Knapp fünf Jahre nach dem Zweiten Weltkrieg errichtete man hier in Massivbauweise das neue, etwa 1.200m² große Kantinengebäude in einer nüchternen Architektur aus rotem Ziegelstein mit einer Traufhöhe von etwa sieben Metern.
Im unteren Bereich wiesen die Ziegelsteine eine andere Farbe und Beschaffenheit als die darüber liegenden auf, was auf die Verwendung von Abbruchziegeln des Vorgängergebäudes schließen lässt. Das großflächige Flachdach bestand aus mit Stahlbeton vergossenen Hohlziegeln und fiel durch seinen allseitigen deutlichen Überstand auf.
Die Kellerräume entstanden als Souterrain der gesamten Grundfläche, das Hauptgeschoss als Hochparterre mit werksseitig angeschlossener Außentreppe.
Bei der Neukonzeption legte man wesentlich größere Räume und eine verbesserte Nutzbarkeit zugrunde: über die Außentreppe gelangte man in einen kleinen Vorraum, von dem zwei Türen zu Speisesaal und Küche abgingen.
Der Speisesaal war ein etwa 210m² großer heller, rechteckiger Raum mit großen Fenstern zur Kaiserstraße. Zwei Pfeiler trugen einen zentralen Deckenunterzug parallel zur Straßenfront. In der Trennwand zur Küche befand sich eine Durchreiche mit dem Tresen zur Essensausgabe.

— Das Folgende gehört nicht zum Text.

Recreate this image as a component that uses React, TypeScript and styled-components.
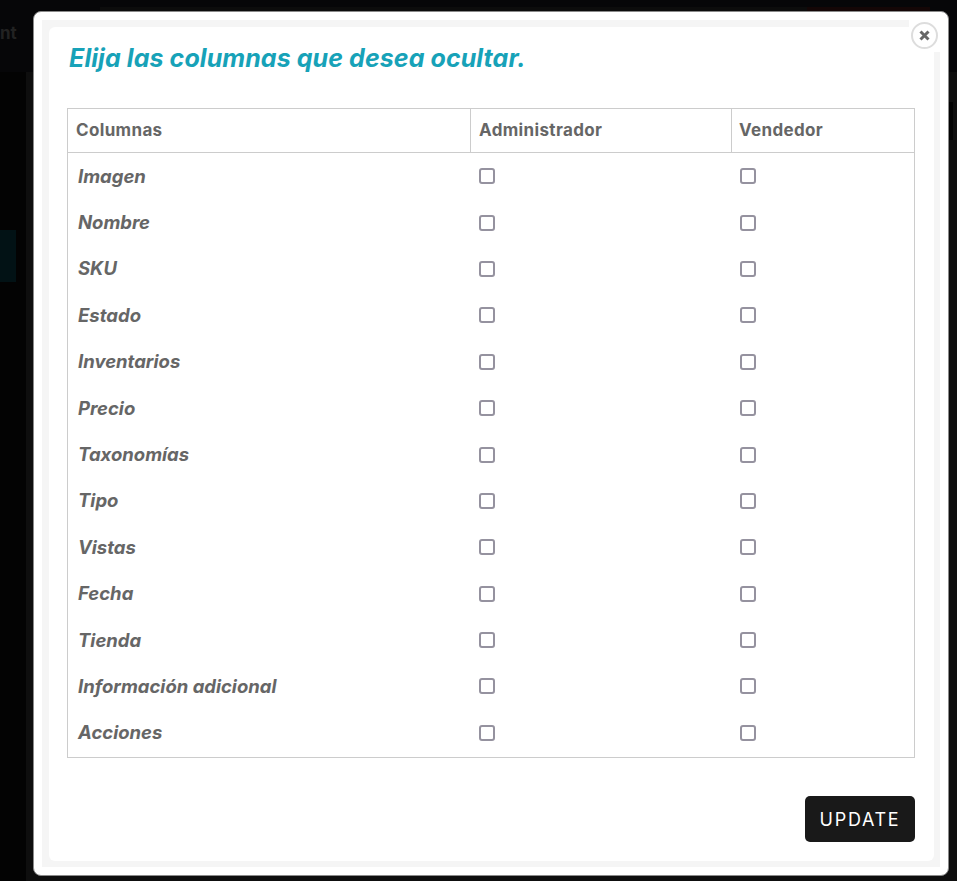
import React from 'react';
import styled, { createGlobalStyle } from 'styled-components';

const ROWS = [
  'Imagen',
  'Nombre',
  'SKU',
  'Estado',
  'Inventarios',
  'Precio',
  'Taxonomías',
  'Tipo',
  'Vistas',
  'Fecha',
  'Tienda',
  'Información adicional',
  'Acciones',
];

const GlobalStyle = createGlobalStyle`
  html, body {
    margin: 0;
    height: 100%;
    background: #050505;
    overflow: hidden;
  }
`;

const Page = styled.div`
  position: relative;
  height: 881px;
  display: grid;
  grid-template-rows: 72px 1fr;
  font-family: 'Inter', 'Liberation Sans', sans-serif;
`;

const PageHeader = styled.div`
  display: flex;
  align-items: center;
  padding-bottom: 6px;
  box-sizing: border-box;
  font-size: 17px;
  font-weight: 700;
  color: #222;
  background:
    linear-gradient(#0c0c0c, #0c0c0c) 100px 7px / 707px 5px no-repeat,
    linear-gradient(#140606, #140606) 807px 7px / 123px 5px no-repeat,
    #060608;
`;

const PageBody = styled.div`
  display: flex;
  background: #0e0e0e;
`;

const Sidebar = styled.div`
  width: 26px;
  padding-top: 158px;
  box-sizing: border-box;
  background: #030303;
`;

const SidebarActive = styled.div`
  width: 16px;
  height: 52px;
  background: #021215;
`;

const RightRail = styled.div`
  margin-left: auto;
  width: 8px;
  padding-top: 30px;
  box-sizing: border-box;
`;

const RailBlock = styled.div`
  width: 4px;
  height: 38px;
  background: #020202;
`;

const Modal = styled.div`
  position: absolute;
  left: 33px;
  top: 11px;
  width: 916px;
  height: 865px;
  box-sizing: border-box;
  padding: 8px;
  background: #fff;
  border: 1px solid #8a8a8a;
  border-radius: 8px;
`;

const Band = styled.div`
  height: 100%;
  box-sizing: border-box;
  padding: 7px 6px 6px 7px;
  background: #f5f5f5;
`;

const Content = styled.div`
  height: 100%;
  box-sizing: border-box;
  padding: 17px 19px 19px 18px;
  background: #fff;
  border-radius: 6px;
  display: flex;
  flex-direction: column;
`;

const Title = styled.h2`
  margin: 0 0 36px 2px;
  height: 28px;
  line-height: 28px;
  font-size: 25px;
  font-weight: 700;
  font-style: italic;
  letter-spacing: 0.08px;
  color: #17a2b8;
`;

const Table = styled.div`
  border: 1px solid #ccc;
  padding-bottom: 0.8px;
  display: grid;
  grid-template-columns: 403px 261px 1fr;
  grid-template-rows: 44px;
  grid-auto-rows: 46.4px;
  color: #666;
`;

const HeadCell = styled.div<{ $last?: boolean }>`
  box-sizing: border-box;
  padding: 0 8px 1px ${(p) => (p.$last ? '7px' : '8px')};
  display: flex;
  align-items: center;
  font-size: 17px;
  font-weight: 700;
  letter-spacing: 0.35px;
  border-bottom: 1px solid #ccc;
  border-right: ${(p) => (p.$last ? 'none' : '1px solid #ccc')};
`;

const NameCell = styled.div`
  padding: 0 0 1px 10px;
  display: flex;
  align-items: center;
  font-size: 18.5px;
  font-weight: 700;
  font-style: italic;
`;

const BoxCell = styled.div<{ $last?: boolean }>`
  padding-left: ${(p) => (p.$last ? '7.5px' : '8px')};
  display: flex;
  align-items: center;
`;

const Check = styled.input.attrs({ type: 'checkbox' })`
  appearance: none;
  margin: 0;
  width: 16px;
  height: 16px;
  box-sizing: border-box;
  background: #fff;
  border: 2px solid #95929f;
  border-radius: 3px;
`;

const Footer = styled.div`
  margin-top: auto;
  display: flex;
  justify-content: flex-end;
`;

const UpdateButton = styled.button`
  width: 110px;
  height: 46px;
  border: 0;
  border-radius: 5px;
  background: #191919;
  color: #fff;
  font-family: 'Inter', 'Liberation Sans', sans-serif;
  font-size: 18px;
  font-weight: 400;
  letter-spacing: 1.7px;
`;

const CloseCorner = styled.div`
  position: absolute;
  top: 8px;
  right: 8px;
  width: 31px;
  height: 32px;
  background: #fff;
  display: flex;
  align-items: center;
  justify-content: center;
`;

const CloseButton = styled.button`
  width: 27px;
  height: 27px;
  margin: -1px 0 0 0;
  padding: 0;
  border: 2px solid #ddd;
  border-radius: 50%;
  background: #fff;
  display: flex;
  align-items: center;
  justify-content: center;
`;

export default function App() {
  return (
    <Page>
      <GlobalStyle />
      <PageHeader>nt</PageHeader>
      <PageBody>
        <Sidebar>
          <SidebarActive />
        </Sidebar>
        <RightRail>
          <RailBlock />
        </RightRail>
      </PageBody>
      <Modal>
        <Band>
          <Content>
            <Title>Elija las columnas que desea ocultar.</Title>
            <Table>
              <HeadCell>Columnas</HeadCell>
              <HeadCell>Administrador</HeadCell>
              <HeadCell $last>Vendedor</HeadCell>
              {ROWS.map((row) => (
                <React.Fragment key={row}>
                  <NameCell>{row}</NameCell>
                  <BoxCell>
                    <Check />
                  </BoxCell>
                  <BoxCell $last>
                    <Check />
                  </BoxCell>
                </React.Fragment>
              ))}
            </Table>
            <Footer>
              <UpdateButton>UPDATE</UpdateButton>
            </Footer>
          </Content>
        </Band>
        <CloseCorner>
          <CloseButton aria-label="Cerrar">
            <svg width="13" height="13" viewBox="0 0 13 13">
              <path d="M2.5 2.5l8 8M10.5 2.5l-8 8" stroke="#666" strokeWidth="3" />
            </svg>
          </CloseButton>
        </CloseCorner>
      </Modal>
    </Page>
  );
}
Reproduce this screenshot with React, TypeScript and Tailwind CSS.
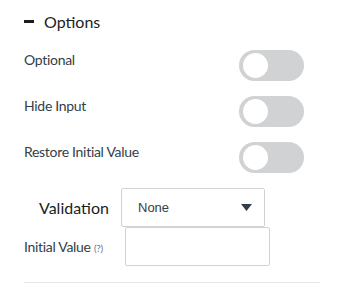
import React from "react";

function Toggle() {
  return (
    <div className="relative w-[65px] h-[31px] rounded-full bg-[#d0d2d3]">
      <div className="absolute left-[4px] top-[3px] w-[25px] h-[25px] rounded-full bg-white" />
    </div>
  );
}

export default function App() {
  const font = { fontFamily: "Lato, 'Open Sans', sans-serif" };
  return (
    <div className="w-[344px] h-[306px] bg-white px-6" style={font}>
      <div className="flex items-center h-[42px] pt-[1px]">
        <div className="w-[10px] h-[3px] bg-[#1c1c1c]" />
        <span className="ml-[10px] text-[16px] text-[#1c1c1c]">Options</span>
      </div>
      <div className="flex flex-col">
        {["Optional", "Hide Input", "Restore Initial Value"].map((l) => (
          <div key={l} className="flex items-center justify-between h-[46px] pr-4">
            <span className="text-[14px] tracking-[-0.3px] text-[#333e48] -mt-[11px]">{l}</span>
            <Toggle />
          </div>
        ))}
      </div>
      <div className="flex items-center mt-[8px]">
        <span className="w-[97px] pl-[15px] text-[16px] text-[#1c1c1c]">Validation</span>
        <div className="flex items-center justify-between w-[144px] h-[39px] border border-[#d0d2d3] rounded-[2px] pl-[16px] pr-[12px]">
          <span className="text-[13px] text-[#333e48]" style={{ fontFamily: "'Liberation Sans', Arial, sans-serif" }}>None</span>
          <svg width="11" height="7" viewBox="0 0 11 7"><path d="M0 0 H11 L5.5 7 Z" fill="#333e48" /></svg>
        </div>
      </div>
      <div className="flex items-center">
        <span className="w-[101px] text-[14px] tracking-[-0.3px] text-[#333e48]">
          Initial Value <span className="text-[10px] text-[#6b7787]">(?)</span>
        </span>
        <div className="w-[145px] h-[39px] border border-[#d0d2d3] rounded-[2px]" />
      </div>
      <div className="mt-[16px] h-px bg-[#e6e6e6]" />
    </div>
  );
}
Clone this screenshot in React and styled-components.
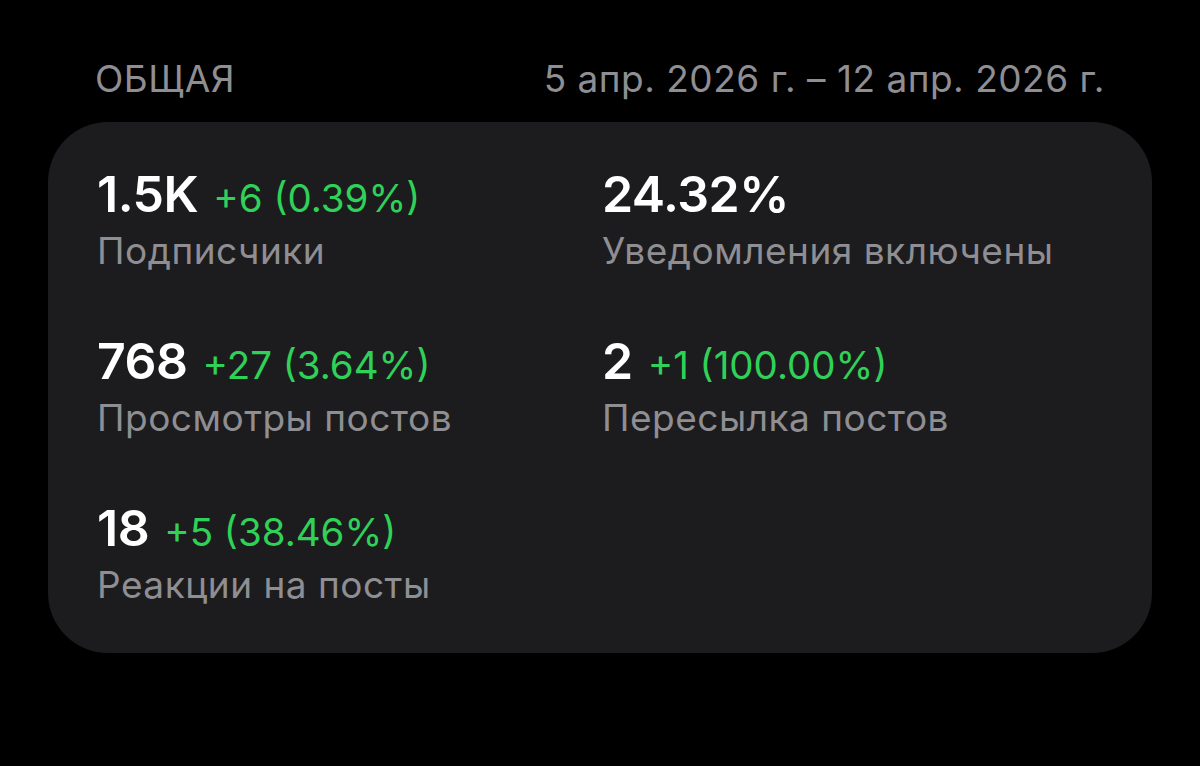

Die Küche belegte den, dem Werk zugewandten und etwa gleichgroßen Teil des Gebäudes. Hier befanden sich Zubereitungsbereiche und Treppen zu den weitläufigen Lagerräumen im Souterrain.
Die Anlieferung von Kartoffeln, Getränkekisten und anderen Vorräten erfolgte durch Kellerfenster, zwei außenliegende Kellertreppen an der Werksseite und eine zweiflügelige Tür ohne Außentreppe in der Nordwand, an die ein Lastwagen heranfahren und entladen werden konnte.
An der südwestlichen Ecke im Außenbereich der Werkskantine stand aufrecht lange Zeit ein großer weißer Tank der Sauerstoff-Kaltvergaseranlage, umgeben von einer mannshohen Mauer mit Pforte.
Mit dem Auslaufen der Güterwageninstandhaltung im Jahre 1983 wurde die Werkskantine nur noch stundenweise während der Pausenzeiten genutzt.
Als im Jahr 1988 die letzte verbliebene Kantinenmitarbeiterin in den Ruhestand ging, bedeutete dies zugleich auch das Ende der Werkskantine im AW Lingen
Aufgrund des relativ geringen Alters des Gebäudes waren bis kurz vor dem Abriss keine nennenswerten Bauschäden zu verzeichnen. Die Innenräume waren sauber und wurden bis zuletzt als Lager für Getränkekisten genutzt.
Im Zuge der Abrissmaßnahmen aller straßenbegleitenden Bauten an der Kaiserstraße wurde das Kantinengebäude im September 1991 innerhalb weniger Tage abgerissen, die Baugrube verfüllt und mit Wieseneinsaat versehen. Über dem Standort der Werkskantine verläuft heute ein Fuß- und Radweg.
Im Jahr 2009 wurde auch die auf der gegenüber liegenden Straßenseite befindliche Wohnbebauung mit der Kneipe 'Lüttje Lage' vollständig abgerissen und ein weiteres Stück gewachsener Lingener Stadtgeschichte leider zu radikal beseitigt.